Agostino voleva conoscere l'opinione vera di Gerolamo su Origene, non riusciva a rendersi ragione che fosse necessario tradurre nuovamente l'Antico Testamento dall'ebraico, come Gerolamo stava facendo, mentre poteva bastare una semplice revisione del latino, condotta sulla versione greca dei Settanta, così come Gerolamo stesso aveva fatto per Giobbe. Soprattutto gli dispiaceva che nel commentare l'epistola ai Galati, Gerolamo avesse mostrato d'intendere che la disputa tra san paolo e san Pietro in Antiochia, raccontata nell'epistola stessa (II, 11 e seg.) fosse finta: un semplice artificio escogitato di comune accordo dagli apostoli per cavarne una lezione a vantaggio di tutti.
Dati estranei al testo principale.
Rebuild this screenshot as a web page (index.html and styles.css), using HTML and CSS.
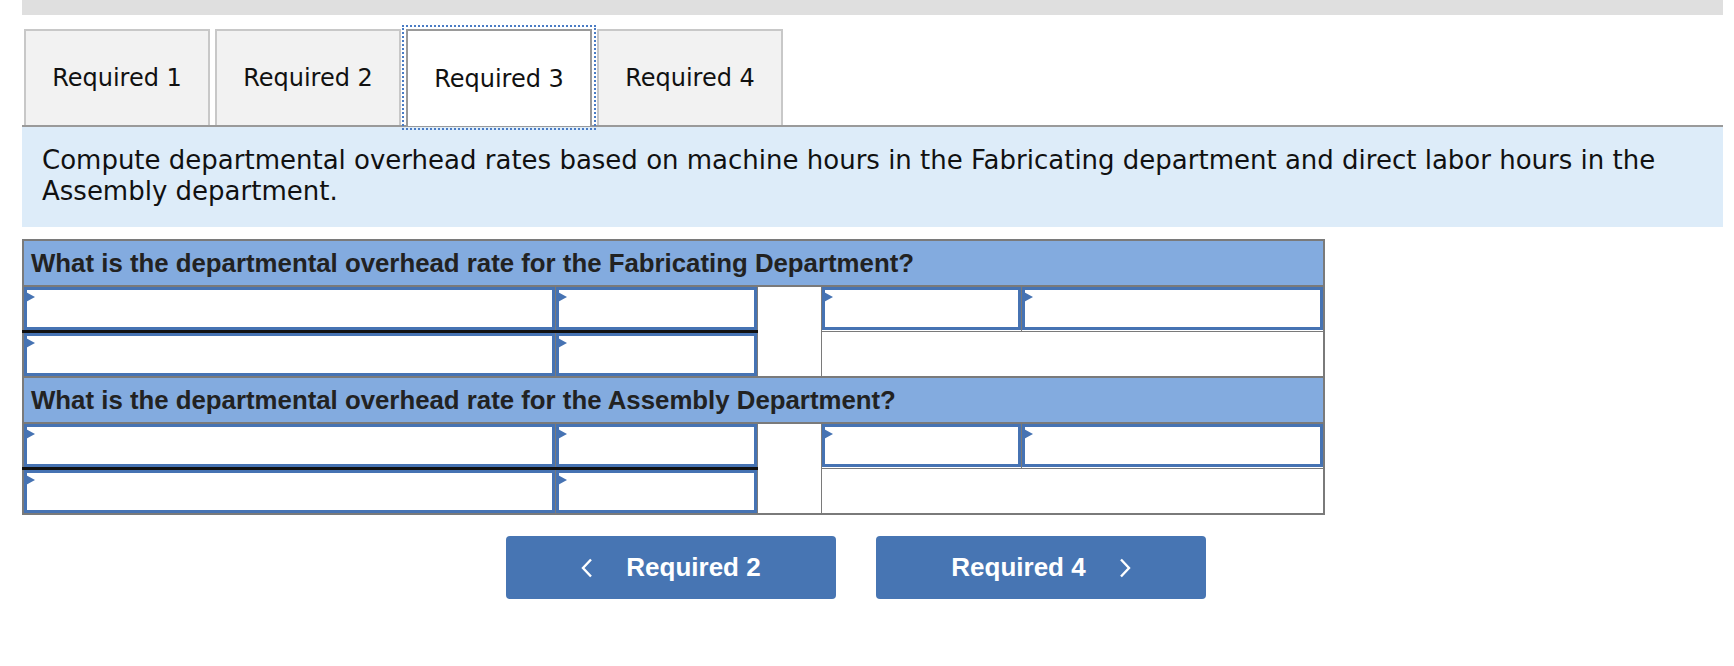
FILE: index.html
```html
<!DOCTYPE html>
<html lang="en">
<head>
<meta charset="utf-8">
<title>Required 3</title>
<link rel="stylesheet" href="styles.css">
</head>
<body>
<div class="page">
  <div class="topbar"></div>
  <div class="tabs">
    <div class="tab">Required 1</div>
    <div class="tab">Required 2</div>
    <div class="tab active">Required 3</div>
    <div class="tab">Required 4</div>
  </div>
  <div class="prompt">Compute departmental overhead rates based on machine hours in the Fabricating department and direct labor hours in the Assembly department.</div>
  <table class="grid">
    <colgroup>
      <col class="c1"><col class="c2"><col class="c3"><col class="c4"><col class="c5">
    </colgroup>
    <tr class="head"><th colspan="5">What is the departmental overhead rate for the Fabricating Department?</th></tr>
    <tr class="r1">
      <td class="sep"><div class="inp"></div></td>
      <td class="sep"><div class="inp"></div></td>
      <td rowspan="2" class="blank"></td>
      <td><div class="inp"></div></td>
      <td><div class="inp"></div></td>
    </tr>
    <tr class="r2">
      <td><div class="inp"></div></td>
      <td><div class="inp"></div></td>
      <td colspan="2" class="empty"></td>
    </tr>
    <tr class="head"><th colspan="5">What is the departmental overhead rate for the Assembly Department?</th></tr>
    <tr class="r1">
      <td class="sep"><div class="inp"></div></td>
      <td class="sep"><div class="inp"></div></td>
      <td rowspan="2" class="blank"></td>
      <td><div class="inp"></div></td>
      <td><div class="inp"></div></td>
    </tr>
    <tr class="r2">
      <td><div class="inp"></div></td>
      <td><div class="inp"></div></td>
      <td colspan="2" class="empty"></td>
    </tr>
  </table>
  <div class="nav">
    <button class="btn" type="button">
      <svg class="chev" width="12" height="20" viewBox="0 0 12 20"><polyline points="10,1.5 2,10 10,18.5" fill="none" stroke="#ffffff" stroke-width="2.4"/></svg>
      <span>Required 2</span>
    </button>
    <button class="btn" type="button">
      <span>Required 4</span>
      <svg class="chev" width="12" height="20" viewBox="0 0 12 20"><polyline points="2,1.5 10,10 2,18.5" fill="none" stroke="#ffffff" stroke-width="2.4"/></svg>
    </button>
  </div>
</div>
</body>
</html>
```

FILE: styles.css
```css
html, body {
  margin: 0;
  padding: 0;
  background: #ffffff;
}

.page {
  margin-left: 22px;
  width: 1701px;
  font-family: "DejaVu Sans", Verdana, sans-serif;
  color: #111111;
}

.topbar {
  height: 15px;
  background: #dfdfdf;
}

.tabs {
  display: flex;
  gap: 5px;
  margin-top: 14px;
  padding-left: 2px;
  height: 96px;
}

.tab {
  box-sizing: border-box;
  width: 186px;
  height: 96px;
  background: #f2f2f2;
  border: 2px solid #c8c8c8;
  border-bottom: none;
  display: flex;
  align-items: center;
  justify-content: center;
  font-size: 24px;
  color: #111111;
}

.tab.active {
  background: #ffffff;
  border-color: #9a9a9a;
  outline: 2px dotted #4a7cc4;
  outline-offset: 2px;
  position: relative;
  z-index: 1;
  height: 97px;
  margin-bottom: -1px;
}

.prompt {
  border-top: 2px solid #9a9a9a;
  background: #ddecf9;
  padding: 18px 20px 20px 20px;
  font-size: 26px;
  line-height: 31px;
  color: #111111;
}

.grid {
  margin-top: 12px;
  border-collapse: collapse;
  table-layout: fixed;
  width: 1303px;
  border: 2px solid #7a7a7a;
}

.c1 { width: 532px; }
.c2 { width: 201px; }
.c3 { width: 64px; }
.c4 { width: 200px; }
.c5 { width: 302px; }

.grid th {
  background: #83abdf;
  border: 2px solid #7a7a7a;
  height: 44px;
  padding: 0 0 0 7px;
  text-align: left;
  font-family: "Liberation Sans", Arial, sans-serif;
  font-weight: bold;
  font-size: 25.8px;
  color: #222222;
}

.grid td {
  border: 1px solid #7a7a7a;
  padding: 0;
  background: #ffffff;
  vertical-align: top;
}

.grid td.sep {
  border-bottom: 3px solid #111111;
}

.inp {
  position: relative;
  box-sizing: border-box;
  height: 43px;
  border: 3px solid #4673b3;
  background: #ffffff;
}

.r2 .inp {
  height: 43px;
}

.inp::before {
  content: "";
  position: absolute;
  left: -3px;
  top: 1px;
  width: 0;
  height: 0;
  border-top: 6px solid transparent;
  border-bottom: 6px solid transparent;
  border-left: 11px solid #4673b3;
}

.nav {
  display: flex;
  gap: 40px;
  margin-top: 21px;
  margin-left: 484px;
}

.btn {
  box-sizing: border-box;
  width: 330px;
  height: 63px;
  border: none;
  border-radius: 4px;
  background: #4775b3;
  color: #ffffff;
  display: flex;
  align-items: center;
  justify-content: center;
  gap: 33px;
  font-family: "Liberation Sans", Arial, sans-serif;
  font-weight: bold;
  font-size: 26px;
  padding: 0;
  cursor: pointer;
}

.chev {
  display: block;
}
```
Pareva ad Agostino che in tal modo si desse implicitamente ragione ai manichei, che pretendevano di togliere dal Nuovo Testamento quello che a loro dispiaceva, asserendo trattarsi d'interpolazioni tendenziose. E tanto gli stava a cuore questo punto, da indurlo a scrivere un libro apposta, il De Mendacio, in cui Gerolamo è trattato piuttosto male, come il difensore della menzogna. Agostino coglie l'occasione per affermare il suo concetto che, a differenza dell'Antico, il Nuovo Testamento, a eccezione delle parabole di Gesù, va interpretato alla lettera; mentre nell'Antico l'interpretazione allegorica serve soltanto a dimostrare l'accordo tra le due parti della Scrittura, specie là dove il racconto - pur vero - raccolto alla lettera, offenderebbe il senso morale. La polemica si invelenì: Agostino invitata Gerolamo a contare la sua Palinodia, a Girolamo era giunta notizia, da Roma, d'un libro di Agostino contro di lui. Per non acuire il dissidio, Agostino si astenne dal pubblicare il De Mendacio.